The brief conversations which I had shared with Luke however, were always fairly serious. It has always seemed fairly obvious to me that he's an incredibly intelligent guy, though I remember thinking that perhaps he was a little overly serious...

Though with the new year of living together, the opportunity to see more of Lukes personality has emerged, it's been incredibly gradual, however last night, i am convinced that it hit it's peak, he threw all his cards on the table and lets just say, he was in fine form...

I never knew he had it in him, but the boy had me in hysterics the whole night...I'm talking intellectual jokes, full on slap sticks...awww I had to literally get up and walk away, my stomach was aching and I couldn't breathe!.

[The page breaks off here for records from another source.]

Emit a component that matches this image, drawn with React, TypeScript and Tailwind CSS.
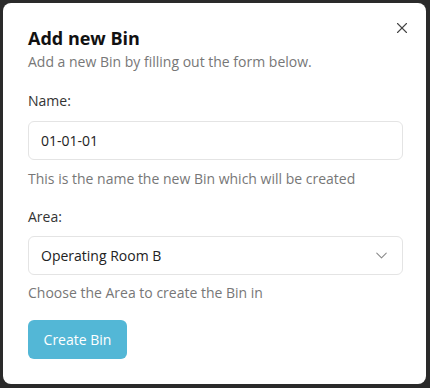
import { X, ChevronDown } from 'lucide-react';

export default function App() {
  return (
    <div className="w-[430px] h-[388px] bg-[#2a2a2a] p-[3px] font-['Open_Sans',sans-serif]">
      <div className="relative h-[381px] w-[423px] rounded-lg bg-white pl-[25px] pr-[23px] pt-[21px]">
        {/* Close */}
        <button className="absolute right-[14px] top-[15px] flex h-5 w-5 items-center justify-center text-[#444]" aria-label="Close">
          <X size={18} strokeWidth={1.5} />
        </button>

        {/* Header */}
        <h2 className="text-lg leading-7 font-bold text-[#111]">Add new Bin</h2>
        <p className="text-sm leading-5 text-[#777]">Add a new Bin by filling out the form below.</p>

        {/* Name field */}
        <label className="mt-[19px] block text-sm leading-5 text-[#333]">Name:</label>
        <div className="mt-[10px] flex h-[39px] items-center rounded-md border border-[#e4e4e4] px-[12px] text-sm text-[#222]">
          01-01-01
        </div>
        <p className="mt-[9px] text-sm leading-5 text-[#777]">This is the name the new Bin which will be created</p>

        {/* Area field */}
        <label className="mt-[18px] block text-sm leading-5 text-[#333]">Area:</label>
        <div className="mt-[9px] flex h-[39px] items-center justify-between rounded-md border border-[#e4e4e4] pl-[12px] pr-[11px] text-sm text-[#222]">
          <span>Operating Room B</span>
          <ChevronDown size={19} strokeWidth={1.3} className="text-[#888]" />
        </div>
        <p className="mt-[8px] text-sm leading-5 text-[#777]">Choose the Area to create the Bin in</p>

        <button className="mt-[17px] h-[39px] w-[99px] rounded-md bg-[#53b7d6] text-sm text-white">
          Create Bin
        </button>
      </div>
    </div>
  );
}
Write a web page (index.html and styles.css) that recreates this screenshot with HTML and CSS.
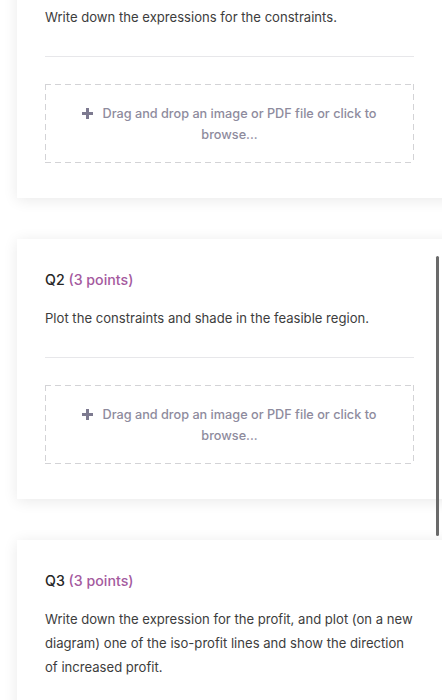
FILE: index.html
```html
<!DOCTYPE html>
<html>
<head>
<meta charset="utf-8">
<link rel="stylesheet" href="styles.css">
</head>
<body>
<div class="page">
  <section class="card card-first">
    <p class="prompt">Write down the expressions for the constraints.</p>
    <hr class="divider">
    <div class="upload">
      <svg class="plus" width="11" height="11" viewBox="0 0 11 11"><path d="M4 0h3v4h4v3H7v4H4V7H0V4h4z" fill="#7d7a90"/></svg><span>Drag and drop an image or PDF file or click to browse...</span>
    </div>
  </section>
  <section class="card">
    <h2 class="qtitle">Q2 <span class="points">(3 points)</span></h2>
    <p class="prompt">Plot the constraints and shade in the feasible region.</p>
    <hr class="divider">
    <div class="upload">
      <svg class="plus" width="11" height="11" viewBox="0 0 11 11"><path d="M4 0h3v4h4v3H7v4H4V7H0V4h4z" fill="#7d7a90"/></svg><span>Drag and drop an image or PDF file or click to browse...</span>
    </div>
  </section>
  <section class="card">
    <h2 class="qtitle">Q3 <span class="points">(3 points)</span></h2>
    <p class="prompt">Write down the expression for the profit, and plot (on a new diagram) one of the iso-profit lines and show the direction of increased profit.</p>
  </section>
</div>
<div class="scrollbar"></div>
</body>
</html>
```
FILE: styles.css
```css
html, body {
  margin: 0;
  padding: 0;
  background: #ffffff;
  overflow: hidden;
  height: 700px;
}
body {
  font-family: Inter, "Noto Sans", "Liberation Sans", sans-serif;
  color: #3a3a3a;
  position: relative;
}
.page {
  display: flex;
  flex-direction: column;
  gap: 41px;
  margin-top: -20px;
  padding-left: 17px;
}
.card {
  width: 369px;
  padding: 30px 80px 35px 28px;
  background: #fff;
  box-shadow: 0 2px 14px rgba(0, 0, 0, 0.09);
}
.card-first {
  padding-top: 25px;
}
.qtitle {
  margin: 0 0 15px;
  font-size: 14.2px;
  line-height: 22px;
  font-weight: 500;
  color: #262626;
}
.points {
  color: #a45a9e;
  font-weight: 500;
}
.prompt {
  margin: 0;
  font-size: 13.1px;
  line-height: 24px;
  color: #3d3d3d;
}
.divider {
  margin: 27px 0 27px;
  border: 0;
  height: 1px;
  background: #e7e7ea;
}
.upload {
  padding: 19px 28px 18px;
  text-align: center;
  font-size: 12.7px;
  line-height: 21px;
  font-weight: 500;
  color: #8e8b9d;
  background-image:
    repeating-linear-gradient(90deg, #d3d3d6 0 6px, transparent 6px 10px),
    repeating-linear-gradient(90deg, #d3d3d6 0 6px, transparent 6px 10px),
    repeating-linear-gradient(180deg, #d3d3d6 0 6px, transparent 6px 10px),
    repeating-linear-gradient(180deg, #d3d3d6 0 6px, transparent 6px 10px);
  background-size: 100% 1px, 100% 1px, 1px 100%, 1px 100%;
  background-position: 0 0, 0 100%, 0 0, 100% 0;
  background-repeat: no-repeat;
}
.plus {
  margin-right: 9px;
  vertical-align: -1px;
}
.scrollbar {
  position: absolute;
  left: 436px;
  top: 256px;
  width: 3px;
  height: 280px;
  border-radius: 2px;
  background: #6a6a6a;
}
```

*sigh* thats good times for you.

But what the whole thing made me consider, was how quickly I can often form an opinion of a person. I don't consider myself judgmental by any means, but I had made assumptions about the sort of personality that Luke had, and I'm sure that I've done that to more people than just him.

I guess my big take from the night, was sort of a refreshing of my desire to 'really' know people. To take the time to see the person underneath the assumption, the person behind the nerves, or the self-conciousness...awww...because if tonight has taught me anything, it's that it's worth it!

Last night really opened the flood-gates of communication...

Today Liz, Luke and I sat together on the couch sharing stories about our old School-bus drivers from hell...Awwww
all I'm going to say is that between last night and now...the old tummy muscles have been given one heck of a work-out!